• SUPPLIED DATA:

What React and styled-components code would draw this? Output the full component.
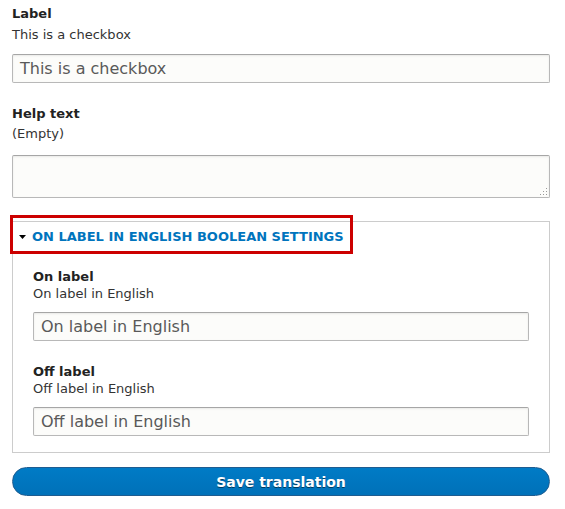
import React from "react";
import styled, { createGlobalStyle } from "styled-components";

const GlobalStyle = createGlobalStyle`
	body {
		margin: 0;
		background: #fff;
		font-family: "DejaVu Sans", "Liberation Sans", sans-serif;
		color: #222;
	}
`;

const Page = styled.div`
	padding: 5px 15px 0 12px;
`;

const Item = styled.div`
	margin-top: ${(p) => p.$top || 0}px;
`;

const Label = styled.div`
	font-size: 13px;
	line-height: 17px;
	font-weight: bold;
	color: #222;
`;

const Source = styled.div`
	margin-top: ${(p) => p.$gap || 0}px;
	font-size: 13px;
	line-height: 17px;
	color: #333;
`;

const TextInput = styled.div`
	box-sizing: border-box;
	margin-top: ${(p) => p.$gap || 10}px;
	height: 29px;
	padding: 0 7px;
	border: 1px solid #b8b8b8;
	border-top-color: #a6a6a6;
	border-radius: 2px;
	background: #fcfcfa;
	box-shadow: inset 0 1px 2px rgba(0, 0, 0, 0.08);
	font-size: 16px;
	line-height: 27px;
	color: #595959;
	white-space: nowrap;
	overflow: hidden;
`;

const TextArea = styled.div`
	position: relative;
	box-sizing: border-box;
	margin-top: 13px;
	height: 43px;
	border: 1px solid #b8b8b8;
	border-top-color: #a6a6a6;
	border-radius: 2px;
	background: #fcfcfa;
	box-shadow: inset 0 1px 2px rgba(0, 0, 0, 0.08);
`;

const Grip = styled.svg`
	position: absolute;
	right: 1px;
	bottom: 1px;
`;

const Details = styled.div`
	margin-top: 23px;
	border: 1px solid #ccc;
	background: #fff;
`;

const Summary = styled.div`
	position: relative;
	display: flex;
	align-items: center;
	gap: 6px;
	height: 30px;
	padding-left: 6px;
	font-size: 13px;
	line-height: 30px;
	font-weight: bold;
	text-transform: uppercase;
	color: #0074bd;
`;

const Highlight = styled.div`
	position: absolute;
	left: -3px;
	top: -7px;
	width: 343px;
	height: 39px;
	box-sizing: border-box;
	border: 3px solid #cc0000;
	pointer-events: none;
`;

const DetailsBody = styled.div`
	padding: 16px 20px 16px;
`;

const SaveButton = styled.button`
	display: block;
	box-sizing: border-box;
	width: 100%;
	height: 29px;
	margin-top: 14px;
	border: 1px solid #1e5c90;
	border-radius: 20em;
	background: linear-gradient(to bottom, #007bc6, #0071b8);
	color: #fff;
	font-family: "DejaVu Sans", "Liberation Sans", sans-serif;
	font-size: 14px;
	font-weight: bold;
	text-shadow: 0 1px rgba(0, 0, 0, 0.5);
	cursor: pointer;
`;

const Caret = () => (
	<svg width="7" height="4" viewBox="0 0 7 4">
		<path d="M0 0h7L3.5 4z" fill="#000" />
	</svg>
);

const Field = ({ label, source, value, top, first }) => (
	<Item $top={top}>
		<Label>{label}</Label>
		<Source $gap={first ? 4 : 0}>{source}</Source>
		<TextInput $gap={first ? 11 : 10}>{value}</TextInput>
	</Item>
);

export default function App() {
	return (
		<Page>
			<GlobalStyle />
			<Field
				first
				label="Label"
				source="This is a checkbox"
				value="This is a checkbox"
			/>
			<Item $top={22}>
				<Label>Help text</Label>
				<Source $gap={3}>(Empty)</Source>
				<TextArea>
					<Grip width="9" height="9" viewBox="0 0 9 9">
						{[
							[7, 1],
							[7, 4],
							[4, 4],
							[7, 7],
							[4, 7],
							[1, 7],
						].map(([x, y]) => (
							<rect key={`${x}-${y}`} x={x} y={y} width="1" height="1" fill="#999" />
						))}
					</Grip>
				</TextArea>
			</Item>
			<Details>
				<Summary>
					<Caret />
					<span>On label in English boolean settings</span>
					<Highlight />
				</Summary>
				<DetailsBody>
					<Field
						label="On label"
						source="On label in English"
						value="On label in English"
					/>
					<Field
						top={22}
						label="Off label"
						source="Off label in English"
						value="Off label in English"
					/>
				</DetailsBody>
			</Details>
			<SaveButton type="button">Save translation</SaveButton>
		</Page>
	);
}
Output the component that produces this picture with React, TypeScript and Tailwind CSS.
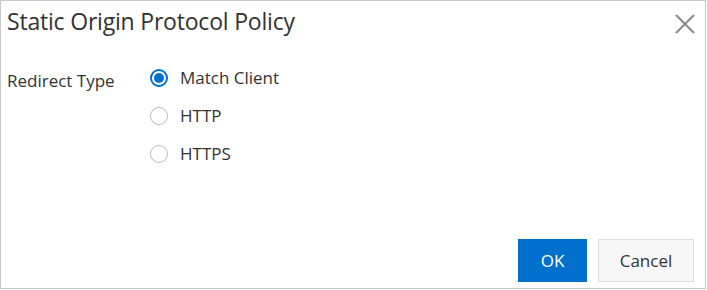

• TASK DIRECTIONS: Every line of the data above should be quoted exactly. Omit the pictures.

• FINAL ANSWER:
What React and styled-components code would draw this? Output the full component.
import React from "react";
import styled, { createGlobalStyle } from "styled-components";

const GlobalStyle = createGlobalStyle`
	body {
		margin: 0;
		background: #fff;
		font-family: "DejaVu Sans", "Liberation Sans", sans-serif;
		color: #222;
	}
`;

const Page = styled.div`
	padding: 5px 15px 0 12px;
`;

const Item = styled.div`
	margin-top: ${(p) => p.$top || 0}px;
`;

const Label = styled.div`
	font-size: 13px;
	line-height: 17px;
	font-weight: bold;
	color: #222;
`;

const Source = styled.div`
	margin-top: ${(p) => p.$gap || 0}px;
	font-size: 13px;
	line-height: 17px;
	color: #333;
`;

const TextInput = styled.div`
	box-sizing: border-box;
	margin-top: ${(p) => p.$gap || 10}px;
	height: 29px;
	padding: 0 7px;
	border: 1px solid #b8b8b8;
	border-top-color: #a6a6a6;
	border-radius: 2px;
	background: #fcfcfa;
	box-shadow: inset 0 1px 2px rgba(0, 0, 0, 0.08);
	font-size: 16px;
	line-height: 27px;
	color: #595959;
	white-space: nowrap;
	overflow: hidden;
`;

const TextArea = styled.div`
	position: relative;
	box-sizing: border-box;
	margin-top: 13px;
	height: 43px;
	border: 1px solid #b8b8b8;
	border-top-color: #a6a6a6;
	border-radius: 2px;
	background: #fcfcfa;
	box-shadow: inset 0 1px 2px rgba(0, 0, 0, 0.08);
`;

const Grip = styled.svg`
	position: absolute;
	right: 1px;
	bottom: 1px;
`;

const Details = styled.div`
	margin-top: 23px;
	border: 1px solid #ccc;
	background: #fff;
`;

const Summary = styled.div`
	position: relative;
	display: flex;
	align-items: center;
	gap: 6px;
	height: 30px;
	padding-left: 6px;
	font-size: 13px;
	line-height: 30px;
	font-weight: bold;
	text-transform: uppercase;
	color: #0074bd;
`;

const Highlight = styled.div`
	position: absolute;
	left: -3px;
	top: -7px;
	width: 343px;
	height: 39px;
	box-sizing: border-box;
	border: 3px solid #cc0000;
	pointer-events: none;
`;

const DetailsBody = styled.div`
	padding: 16px 20px 16px;
`;

const SaveButton = styled.button`
	display: block;
	box-sizing: border-box;
	width: 100%;
	height: 29px;
	margin-top: 14px;
	border: 1px solid #1e5c90;
	border-radius: 20em;
	background: linear-gradient(to bottom, #007bc6, #0071b8);
	color: #fff;
	font-family: "DejaVu Sans", "Liberation Sans", sans-serif;
	font-size: 14px;
	font-weight: bold;
	text-shadow: 0 1px rgba(0, 0, 0, 0.5);
	cursor: pointer;
`;

const Caret = () => (
	<svg width="7" height="4" viewBox="0 0 7 4">
		<path d="M0 0h7L3.5 4z" fill="#000" />
	</svg>
);

const Field = ({ label, source, value, top, first }) => (
	<Item $top={top}>
		<Label>{label}</Label>
		<Source $gap={first ? 4 : 0}>{source}</Source>
		<TextInput $gap={first ? 11 : 10}>{value}</TextInput>
	</Item>
);

export default function App() {
	return (
		<Page>
			<GlobalStyle />
			<Field
				first
				label="Label"
				source="This is a checkbox"
				value="This is a checkbox"
			/>
			<Item $top={22}>
				<Label>Help text</Label>
				<Source $gap={3}>(Empty)</Source>
				<TextArea>
					<Grip width="9" height="9" viewBox="0 0 9 9">
						{[
							[7, 1],
							[7, 4],
							[4, 4],
							[7, 7],
							[4, 7],
							[1, 7],
						].map(([x, y]) => (
							<rect key={`${x}-${y}`} x={x} y={y} width="1" height="1" fill="#999" />
						))}
					</Grip>
				</TextArea>
			</Item>
			<Details>
				<Summary>
					<Caret />
					<span>On label in English boolean settings</span>
					<Highlight />
				</Summary>
				<DetailsBody>
					<Field
						label="On label"
						source="On label in English"
						value="On label in English"
					/>
					<Field
						top={22}
						label="Off label"
						source="Off label in English"
						value="Off label in English"
					/>
				</DetailsBody>
			</Details>
			<SaveButton type="button">Save translation</SaveButton>
		</Page>
	);
}
Output the component that produces this picture with React, TypeScript and Tailwind CSS.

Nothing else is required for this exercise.